____ GIVEN INFORMATION

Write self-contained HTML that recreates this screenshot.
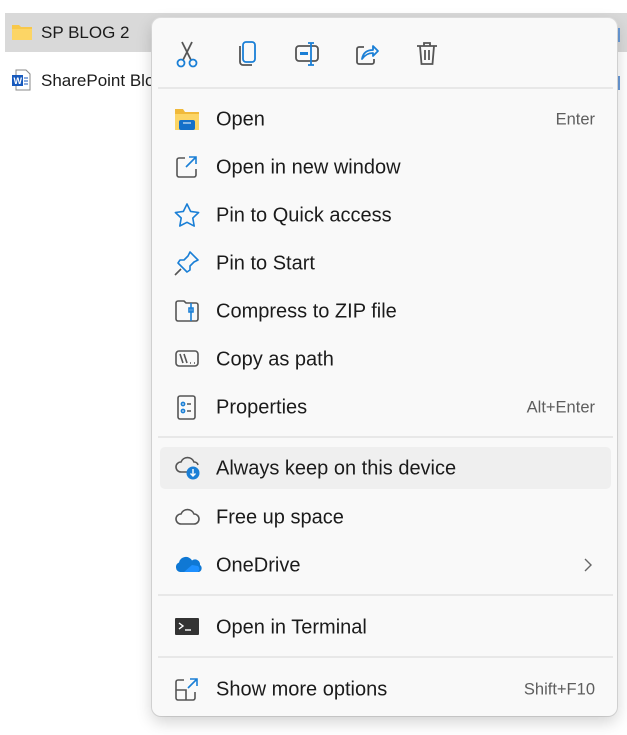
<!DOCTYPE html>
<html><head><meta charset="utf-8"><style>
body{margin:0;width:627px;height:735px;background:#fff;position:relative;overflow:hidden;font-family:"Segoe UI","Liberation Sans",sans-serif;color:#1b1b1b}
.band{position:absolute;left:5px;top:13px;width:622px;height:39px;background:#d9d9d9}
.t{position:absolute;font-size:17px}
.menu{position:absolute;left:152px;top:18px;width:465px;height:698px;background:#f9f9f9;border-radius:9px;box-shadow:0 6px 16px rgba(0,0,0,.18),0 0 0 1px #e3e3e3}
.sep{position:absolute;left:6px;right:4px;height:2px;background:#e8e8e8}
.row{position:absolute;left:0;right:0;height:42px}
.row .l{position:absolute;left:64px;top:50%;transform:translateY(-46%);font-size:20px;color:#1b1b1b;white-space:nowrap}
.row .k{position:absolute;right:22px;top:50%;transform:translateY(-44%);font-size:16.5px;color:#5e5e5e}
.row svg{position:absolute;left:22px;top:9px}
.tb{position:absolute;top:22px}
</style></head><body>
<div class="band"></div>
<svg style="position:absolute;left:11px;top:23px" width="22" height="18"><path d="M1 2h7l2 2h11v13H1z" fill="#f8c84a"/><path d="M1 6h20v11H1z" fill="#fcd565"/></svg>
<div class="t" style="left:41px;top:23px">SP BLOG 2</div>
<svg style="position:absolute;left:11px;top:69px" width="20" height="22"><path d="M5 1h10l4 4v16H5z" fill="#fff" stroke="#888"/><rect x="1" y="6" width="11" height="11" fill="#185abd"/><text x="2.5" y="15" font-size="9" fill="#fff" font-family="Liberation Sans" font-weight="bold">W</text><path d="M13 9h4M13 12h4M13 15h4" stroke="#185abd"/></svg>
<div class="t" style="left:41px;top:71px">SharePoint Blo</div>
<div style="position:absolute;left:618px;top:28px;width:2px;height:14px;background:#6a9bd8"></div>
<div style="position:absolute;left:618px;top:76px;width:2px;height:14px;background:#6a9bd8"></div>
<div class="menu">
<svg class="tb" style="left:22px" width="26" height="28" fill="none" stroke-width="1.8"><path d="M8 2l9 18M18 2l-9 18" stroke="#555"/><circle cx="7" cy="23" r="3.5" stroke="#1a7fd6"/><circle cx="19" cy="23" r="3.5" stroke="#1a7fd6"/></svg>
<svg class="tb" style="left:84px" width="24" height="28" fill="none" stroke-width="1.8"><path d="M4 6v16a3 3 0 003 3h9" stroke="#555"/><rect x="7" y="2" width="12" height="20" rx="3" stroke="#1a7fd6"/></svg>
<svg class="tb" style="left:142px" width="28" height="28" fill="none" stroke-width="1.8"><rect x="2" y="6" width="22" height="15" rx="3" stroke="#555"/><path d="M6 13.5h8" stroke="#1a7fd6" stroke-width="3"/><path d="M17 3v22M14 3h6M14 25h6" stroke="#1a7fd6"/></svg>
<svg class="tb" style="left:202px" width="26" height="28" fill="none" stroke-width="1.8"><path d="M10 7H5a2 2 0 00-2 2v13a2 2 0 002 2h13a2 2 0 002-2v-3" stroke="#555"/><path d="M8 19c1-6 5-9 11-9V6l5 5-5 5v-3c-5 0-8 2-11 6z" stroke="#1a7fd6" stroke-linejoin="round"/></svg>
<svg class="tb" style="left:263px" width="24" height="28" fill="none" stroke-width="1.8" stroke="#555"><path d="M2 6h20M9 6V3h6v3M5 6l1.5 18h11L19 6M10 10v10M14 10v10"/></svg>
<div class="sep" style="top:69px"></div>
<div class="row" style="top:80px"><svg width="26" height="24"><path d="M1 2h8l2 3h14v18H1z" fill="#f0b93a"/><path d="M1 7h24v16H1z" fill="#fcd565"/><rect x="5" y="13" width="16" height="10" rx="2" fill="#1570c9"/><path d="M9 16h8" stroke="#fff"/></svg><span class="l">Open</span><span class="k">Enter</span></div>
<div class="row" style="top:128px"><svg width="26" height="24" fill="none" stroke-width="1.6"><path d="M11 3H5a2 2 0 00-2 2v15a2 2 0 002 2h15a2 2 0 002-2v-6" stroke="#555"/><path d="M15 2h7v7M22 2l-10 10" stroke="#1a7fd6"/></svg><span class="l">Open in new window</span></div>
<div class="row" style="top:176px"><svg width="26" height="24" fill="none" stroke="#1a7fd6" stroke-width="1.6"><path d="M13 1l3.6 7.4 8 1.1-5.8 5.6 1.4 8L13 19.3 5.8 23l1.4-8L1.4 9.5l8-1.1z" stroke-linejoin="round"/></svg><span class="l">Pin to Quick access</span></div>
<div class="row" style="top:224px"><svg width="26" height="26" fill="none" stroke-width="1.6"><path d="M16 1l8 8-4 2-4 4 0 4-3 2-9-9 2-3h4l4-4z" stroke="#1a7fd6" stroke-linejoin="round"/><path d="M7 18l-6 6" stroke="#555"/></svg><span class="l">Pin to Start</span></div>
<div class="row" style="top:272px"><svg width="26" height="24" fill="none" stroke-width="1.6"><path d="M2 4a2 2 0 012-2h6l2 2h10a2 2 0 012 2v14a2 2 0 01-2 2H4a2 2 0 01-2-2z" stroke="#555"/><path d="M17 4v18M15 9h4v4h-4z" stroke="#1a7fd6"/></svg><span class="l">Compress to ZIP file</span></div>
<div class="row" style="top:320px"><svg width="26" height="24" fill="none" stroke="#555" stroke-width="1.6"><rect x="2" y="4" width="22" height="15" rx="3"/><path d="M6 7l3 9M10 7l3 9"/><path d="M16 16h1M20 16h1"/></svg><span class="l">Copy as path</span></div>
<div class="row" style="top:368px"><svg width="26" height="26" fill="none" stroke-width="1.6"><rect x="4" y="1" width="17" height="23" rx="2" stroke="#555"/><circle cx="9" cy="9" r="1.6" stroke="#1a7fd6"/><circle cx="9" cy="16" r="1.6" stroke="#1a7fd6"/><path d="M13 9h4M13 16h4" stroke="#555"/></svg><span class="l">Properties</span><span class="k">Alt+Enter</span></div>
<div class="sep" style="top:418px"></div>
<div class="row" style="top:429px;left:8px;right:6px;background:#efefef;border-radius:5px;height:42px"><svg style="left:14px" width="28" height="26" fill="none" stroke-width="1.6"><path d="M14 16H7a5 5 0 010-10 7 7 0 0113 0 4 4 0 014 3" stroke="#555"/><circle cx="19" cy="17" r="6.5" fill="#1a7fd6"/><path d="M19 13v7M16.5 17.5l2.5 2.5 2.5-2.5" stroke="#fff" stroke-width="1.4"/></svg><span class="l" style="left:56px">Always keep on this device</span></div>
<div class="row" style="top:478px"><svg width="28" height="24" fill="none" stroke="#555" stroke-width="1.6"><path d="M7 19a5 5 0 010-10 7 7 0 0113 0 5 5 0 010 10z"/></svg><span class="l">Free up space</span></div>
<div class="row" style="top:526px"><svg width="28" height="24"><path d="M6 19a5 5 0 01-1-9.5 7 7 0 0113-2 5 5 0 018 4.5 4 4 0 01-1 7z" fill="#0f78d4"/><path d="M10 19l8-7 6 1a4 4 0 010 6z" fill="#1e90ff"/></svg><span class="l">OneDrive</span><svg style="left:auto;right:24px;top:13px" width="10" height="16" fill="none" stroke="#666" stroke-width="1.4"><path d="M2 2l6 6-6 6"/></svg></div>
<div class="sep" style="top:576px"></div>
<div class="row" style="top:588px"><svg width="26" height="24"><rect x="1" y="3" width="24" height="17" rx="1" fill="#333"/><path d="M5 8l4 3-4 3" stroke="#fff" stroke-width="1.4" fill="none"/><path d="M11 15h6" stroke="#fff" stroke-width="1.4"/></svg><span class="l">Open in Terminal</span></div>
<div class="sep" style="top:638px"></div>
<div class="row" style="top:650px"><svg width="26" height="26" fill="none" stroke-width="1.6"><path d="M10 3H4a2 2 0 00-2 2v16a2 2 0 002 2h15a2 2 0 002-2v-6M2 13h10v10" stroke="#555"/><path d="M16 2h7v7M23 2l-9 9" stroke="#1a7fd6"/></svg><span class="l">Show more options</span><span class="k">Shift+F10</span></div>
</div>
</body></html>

________

Gather each line from the listing above that holds "this".

Write self-contained HTML that recreates this screenshot.
<div class="row" style="top:429px;left:8px;right:6px;background:#efefef;border-radius:5px;height:42px"><svg style="left:14px" width="28" height="26" fill="none" stroke-width="1.6"><path d="M14 16H7a5 5 0 010-10 7 7 0 0113 0 4 4 0 014 3" stroke="#555"/><circle cx="19" cy="17" r="6.5" fill="#1a7fd6"/><path d="M19 13v7M16.5 17.5l2.5 2.5 2.5-2.5" stroke="#fff" stroke-width="1.4"/></svg><span class="l" style="left:56px">Always keep on this device</span></div>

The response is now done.